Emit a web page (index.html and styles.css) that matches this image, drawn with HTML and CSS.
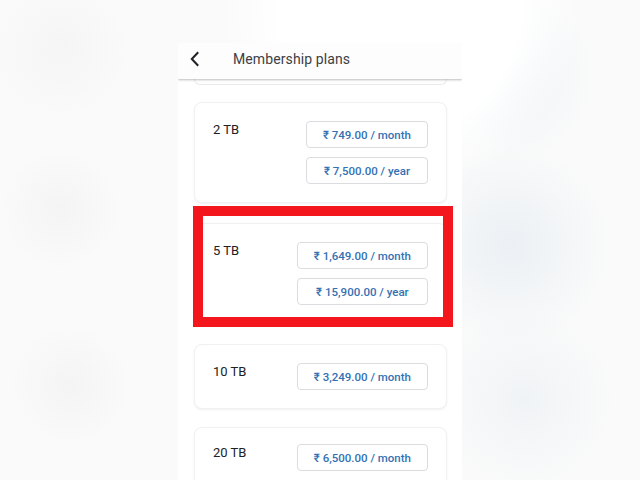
FILE: index.html
```html
<!DOCTYPE html>
<html lang="en">
<head>
<meta charset="utf-8">
<title>Membership plans</title>
<link rel="stylesheet" href="styles.css">
</head>
<body>
<div class="stage">
  <div class="phone">
    <header class="header">
      <svg class="back" width="10" height="16" viewBox="0 0 10 16" aria-hidden="true">
        <path d="M8.2 1.2 L1.8 8 L8.2 14.8" fill="none" stroke="#202124" stroke-width="2"/>
      </svg>
      <span class="title">Membership plans</span>
    </header>
    <div class="list">
      <div class="tail"></div>
      <div class="card">
        <span class="size">2 TB</span>
        <div class="prices">
          <span class="price">₹ 749.00 / month</span>
          <span class="price">₹ 7,500.00 / year</span>
        </div>
      </div>
      <div class="card highlighted">
        <span class="size">5 TB</span>
        <div class="prices">
          <span class="price">₹ 1,649.00 / month</span>
          <span class="price">₹ 15,900.00 / year</span>
        </div>
        <div class="mark"></div>
      </div>
      <div class="card">
        <span class="size">10 TB</span>
        <div class="prices">
          <span class="price">₹ 3,249.00 / month</span>
        </div>
      </div>
      <div class="card card-last">
        <span class="size">20 TB</span>
        <div class="prices">
          <span class="price">₹ 6,500.00 / month</span>
        </div>
      </div>
    </div>
  </div>
</div>
</body>
</html>
```

FILE: styles.css
```css
html, body {
  margin: 0;
  padding: 0;
}

body {
  width: 640px;
  height: 480px;
  overflow: hidden;
  font-family: Roboto, "Noto Sans", "Liberation Sans", sans-serif;
  background:
    radial-gradient(circle at 400px 10px, #ffffff 0, #ffffff 120px, rgba(255,255,255,0) 180px),
    radial-gradient(circle at 60px 210px, #f4f4f4 0, rgba(244,244,244,0) 60px),
    radial-gradient(circle at 70px 385px, #f4f4f4 0, rgba(244,244,244,0) 60px),
    radial-gradient(circle at 60px 50px, #f5f5f5 0, rgba(245,245,245,0) 70px),
    radial-gradient(circle at 505px 75px, #edf2f6 0, rgba(237,242,246,0) 90px),
    radial-gradient(circle at 510px 245px, #ebf0f4 0, rgba(235,240,244,0) 100px),
    radial-gradient(circle at 525px 400px, #f0f3f6 0, rgba(240,243,246,0) 90px),
    #fafafa;
}

.stage {
  display: flex;
  justify-content: center;
  align-items: flex-start;
  height: 480px;
}

.phone {
  width: 284px;
  height: 437px;
  margin-top: 43px;
  background: #ffffff;
  display: flex;
  flex-direction: column;
  overflow: hidden;
}

.header {
  flex: none;
  height: 36px;
  box-sizing: border-box;
  padding: 0 0 4px 12px;
  display: flex;
  align-items: center;
  background: #fdfdfd;
  box-shadow: 0 1px 2px rgba(60, 64, 67, 0.35);
  position: relative;
  z-index: 1;
}

.back {
  display: block;
  flex: none;
}

.title {
  margin-left: 33px;
  font-size: 14px;
  color: #3c4043;
  letter-spacing: 0.1px;
}

.list {
  flex: none;
  display: flex;
  flex-direction: column;
  gap: 20px;
  padding: 0 15px 0 16px;
}

.tail {
  flex: none;
  height: 5px;
  border: 1px solid #e8eaed;
  border-top: none;
  border-radius: 0 0 8px 8px;
  margin-bottom: -3px;
}

.card {
  flex: none;
  position: relative;
  display: flex;
  justify-content: space-between;
  align-items: flex-start;
  padding: 18px 18px 18px 18px;
  border: 1px solid #f0f1f2;
  border-radius: 8px;
  box-shadow: 0 1px 2px rgba(60, 64, 67, 0.08);
  background: #ffffff;
}

.card-last {
  margin-top: -2px;
  padding-top: 16px;
}

.size {
  font-size: 13px;
  line-height: 18px;
  color: #202124;
}

.prices {
  display: flex;
  flex-direction: column;
  gap: 9px;
}

.price {
  height: 27px;
  box-sizing: border-box;
  padding: 0 16px;
  display: flex;
  align-items: center;
  justify-content: center;
  border: 1px solid #dadce0;
  border-radius: 4px;
  font-size: 11.5px;
  font-weight: 500;
  color: #3471b3;
  white-space: nowrap;
}

.mark {
  position: absolute;
  left: -2px;
  top: -18px;
  width: 260px;
  height: 121px;
  box-sizing: border-box;
  border: 10.5px solid #f3161d;
  pointer-events: none;
}
```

####################

[Task brief]: Isolate the lines that hold the word "index" and copy all of them.

[Completed exercise]:
Emit a web page (index.html and styles.css) that matches this image, drawn with HTML and CSS.
FILE: index.html
  z-index: 1;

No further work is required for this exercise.